__Problem to solve__. Find each line containing the string "page". Copy it.

__Dataset content__.
— START —

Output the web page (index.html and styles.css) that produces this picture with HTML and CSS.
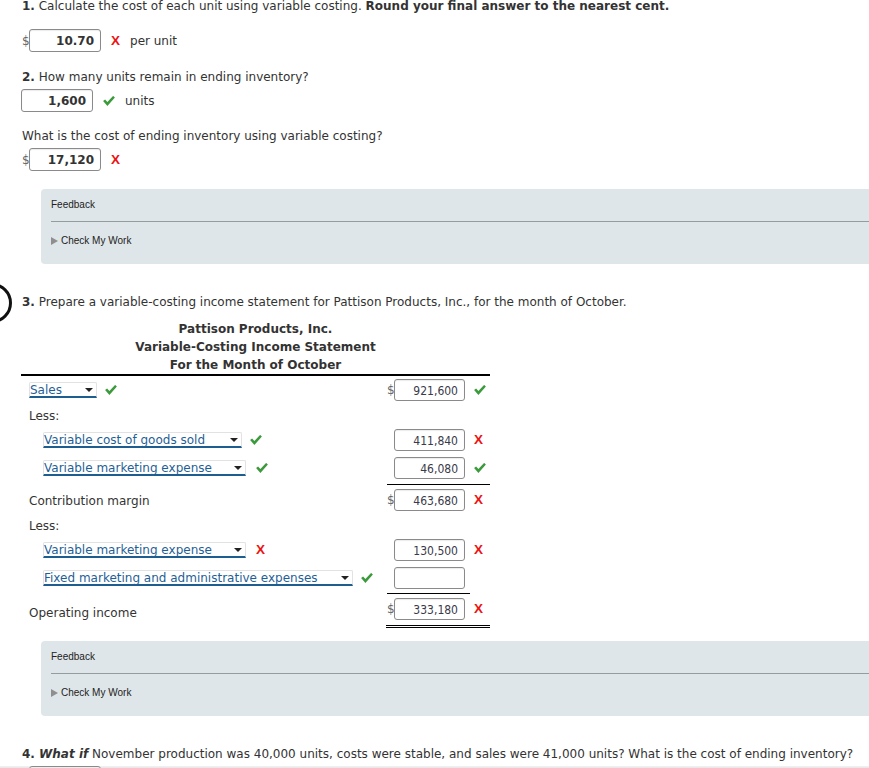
FILE: index.html
```html
<!DOCTYPE html>
<html>
<head>
<meta charset="utf-8">
<link rel="stylesheet" href="styles.css">
</head>
<body>
<svg class="defs" width="0" height="0" aria-hidden="true">
  <symbol id="chk" viewBox="0 0 12 10">
    <path d="M0.1 5.1 L2.1 3.4 L4.4 6.1 L10.1 -0.1 L11.9 1.4 L4.4 9.9 Z" fill="#3b9a3b"/>
  </symbol>
</svg>
<div class="edge"></div>
<div class="marker"></div>
<div class="page">
  <p class="q q1"><b>1.</b> Calculate the cost of each unit using variable costing. <b>Round your final answer to the nearest cent.</b></p>
  <div class="ans ans1"><span class="cur">$</span><span class="field">10.70</span><span class="x">X</span><span class="unit">per unit</span></div>

  <p class="q q2"><b>2.</b> How many units remain in ending inventory?</p>
  <div class="ans ans2"><span class="field">1,600</span><svg class="ck" width="12" height="10"><use href="#chk"/></svg><span class="unit">units</span></div>

  <p class="q q2b">What is the cost of ending inventory using variable costing?</p>
  <div class="ans ans3"><span class="cur">$</span><span class="field">17,120</span><span class="x">X</span></div>

  <div class="fb fb1">
    <div class="fb-title">Feedback</div>
    <div class="fb-line"></div>
    <div class="fb-check"><span class="tri"></span>Check My Work</div>
  </div>

  <p class="q q3"><b>3.</b> Prepare a variable-costing income statement for Pattison Products, Inc., for the month of October.</p>

  <div class="stmt">
    <div class="st-head">
      <div>Pattison Products, Inc.</div>
      <div>Variable-Costing Income Statement</div>
      <div>For the Month of October</div>
    </div>
    <div class="st-rule"></div>

    <div class="row h28">
      <div class="lab"><span class="sel w-sales">Sales</span><svg class="ck sm" width="12" height="10"><use href="#chk"/></svg></div>
      <div class="val"><span class="d">$</span><span class="num">921,600</span><svg class="ck vm" width="12" height="10"><use href="#chk"/></svg></div>
    </div>
    <div class="row h22"><div class="lab txt">Less:</div></div>
    <div class="row h28">
      <div class="lab ind"><span class="sel w-vcgs">Variable cost of goods sold</span><svg class="ck sm" width="12" height="10"><use href="#chk"/></svg></div>
      <div class="val"><span class="d"></span><span class="num">411,840</span><span class="x vm">X</span></div>
    </div>
    <div class="row h28">
      <div class="lab ind"><span class="sel w-vme">Variable marketing expense</span><svg class="ck sm2" width="12" height="10"><use href="#chk"/></svg></div>
      <div class="val"><span class="d"></span><span class="num">46,080</span><svg class="ck vm" width="12" height="10"><use href="#chk"/></svg></div>
    </div>
    <div class="sum sum1"></div>
    <div class="row h30">
      <div class="lab txt">Contribution margin</div>
      <div class="val"><span class="d">$</span><span class="num">463,680</span><span class="x vm">X</span></div>
    </div>
    <div class="row h20"><div class="lab txt">Less:</div></div>
    <div class="row h30">
      <div class="lab ind"><span class="sel w-vme">Variable marketing expense</span><span class="x sm2">X</span></div>
      <div class="val"><span class="d"></span><span class="num">130,500</span><span class="x vm">X</span></div>
    </div>
    <div class="row h26">
      <div class="lab ind"><span class="sel w-fixed">Fixed marketing and administrative expenses</span><svg class="ck sm" width="12" height="10"><use href="#chk"/></svg></div>
      <div class="val"><span class="d"></span><span class="num"></span></div>
    </div>
    <div class="sum sum2"></div>
    <div class="row h30">
      <div class="lab txt low">Operating income</div>
      <div class="val"><span class="d">$</span><span class="num">333,180</span><span class="x vm">X</span></div>
    </div>
    <div class="dbl"></div>
  </div>

  <div class="fb fb2">
    <div class="fb-title">Feedback</div>
    <div class="fb-line"></div>
    <div class="fb-check"><span class="tri"></span>Check My Work</div>
  </div>

  <p class="q q4"><b>4. <i>What if</i></b> November production was 40,000 units, costs were stable, and sales were 41,000 units? What is the cost of ending inventory?</p>
  <div class="ans ans4"><span class="cur"></span><span class="field"></span></div>
</div>
</body>
</html>
```

FILE: styles.css
```css
* { box-sizing: border-box; }
html, body { margin: 0; padding: 0; background: #fff; }
body {
  position: relative;
  width: 869px;
  height: 768px;
  overflow: hidden;
  font-family: "DejaVu Sans", Verdana, sans-serif;
  font-size: 12px;
  color: #333;
}
.defs { position: absolute; width: 0; height: 0; }
.marker {
  position: absolute;
  left: -28px;
  top: 283px;
  width: 40px;
  height: 40px;
  border: 3px solid #111;
  border-radius: 50%;
}
.edge {
  position: absolute;
  left: 0;
  right: 0;
  bottom: 0;
  height: 2px;
  background: linear-gradient(#f2f2f2, #e6e6e6);
}
.page { position: relative; padding-left: 22px; }
.q { margin: 0; padding-top: 2px; line-height: 16px; white-space: nowrap; }
.q1 { margin-top: -4px; }
.q2 { margin-top: 15px; }
.q2b { margin-top: 14px; }
.q3 { margin-top: 28px; }
.q4 { margin-top: 28px; }

.ans { display: flex; align-items: center; height: 23px; }
.ans1 { margin-top: 15px; }
.ans2 { margin-top: 4px; margin-left: -1px; }
.ans3 { margin-top: 4px; }
.ans4 { margin-top: 4px; }
.cur { width: 7px; color: #666; }
.field {
  display: inline-flex;
  align-items: center;
  justify-content: flex-end;
  width: 72px;
  height: 23px;
  padding-right: 6px;
  padding-top: 1px;
  border: 1px solid #8a8a8a;
  border-radius: 3px;
  background: #fff;
  box-shadow: inset 0 1px 1px rgba(0,0,0,0.08);
  font-weight: bold;
  color: #333;
}
.x {
  font-family: "Liberation Sans", Arial, sans-serif;
  font-weight: bold;
  font-size: 13.5px;
  color: #ee1111;
  margin-left: 10px;
  line-height: 12px;
}
.ck { display: block; margin-left: 10px; flex: none; }
.unit { margin-left: 10px; padding-top: 1px; }

.fb {
  margin-left: 19px;
  height: 75px;
  background: #dfe6e9;
  border-radius: 4px 0 0 4px;
  padding-left: 10px;
  font-family: "Liberation Sans", Arial, sans-serif;
  font-size: 10px;
  color: #222;
}
.fb1 { margin-top: 18px; }
.fb2 { margin-top: 13px; }
.fb-title { padding-top: 10px; line-height: 12px; }
.fb-line { margin-top: 10px; border-top: 1px solid #949c9f; }
.fb-check { margin-top: 13px; line-height: 12px; display: flex; align-items: center; }
.tri {
  width: 0; height: 0;
  border-left: 7px solid #8f8f8f;
  border-top: 4px solid transparent;
  border-bottom: 4px solid transparent;
  margin-right: 3px;
  margin-top: -1px;
}

.stmt { width: 469px; margin-left: -1px; }
.st-head { margin-top: 10px; text-align: center; font-weight: bold; line-height: 18px; color: #333; }
.st-rule { margin-top: 0; border-top: 2px solid #000; }
.row { display: flex; align-items: center; }
.h20 { height: 20px; }
.h22 { height: 22px; }
.h26 { height: 26px; }
.h28 { height: 28px; }
.h30 { height: 30px; }
.lab { width: 366px; display: flex; align-items: center; padding-left: 8px; }
.lab.ind { padding-left: 22px; }
.lab.txt { padding-top: 2px; }
.lab.low { padding-top: 7px; }
.val { width: 103px; display: flex; align-items: center; }
.d { width: 7px; color: #666; }
.num {
  display: inline-flex;
  align-items: center;
  justify-content: flex-end;
  width: 71px;
  height: 22px;
  padding-right: 6px;
  padding-top: 1px;
  border: 1px solid #8a8a8a;
  border-radius: 3px;
  background: #fff;
  box-shadow: inset 0 1px 1px rgba(0,0,0,0.08);
  font-family: "DejaVu Sans Condensed", "Liberation Sans", sans-serif;
  font-stretch: condensed;
  font-size: 12px;
  color: #3a3a4a;
}
.sm { margin-left: 8px; }
.sm2 { margin-left: 10px; }
.vm { margin-left: 9px; }
.sel {
  position: relative;
  display: inline-block;
  height: 16px;
  padding-top: 1px;
  line-height: 12px;
  border: 1px solid #e2e2e2;
  border-bottom: 2px solid #1d5d90;
  border-radius: 2px 2px 0 0;
  color: #1f5f97;
  white-space: nowrap;
}
.sel::after {
  content: "";
  position: absolute;
  right: 3px;
  top: 5px;
  border-left: 4px solid transparent;
  border-right: 4px solid transparent;
  border-top: 4px solid #222;
}
.w-sales { width: 68px; }
.w-vcgs { width: 199px; }
.w-vme { width: 203px; }
.w-fixed { width: 310px; }
.sum { border-top: 1px solid #000; margin-top: 2px; margin-left: 366px; }
.sum1 { width: 103px; }
.sum2 { width: 83px; }
.dbl { margin-top: 1px; margin-left: 365px; width: 104px; border-top: 3px double #000; }
```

— END —

__Task result__.
Output the web page (index.html and styles.css) that produces this picture with HTML and CSS.
<div class="page">
.page { position: relative; padding-left: 22px; }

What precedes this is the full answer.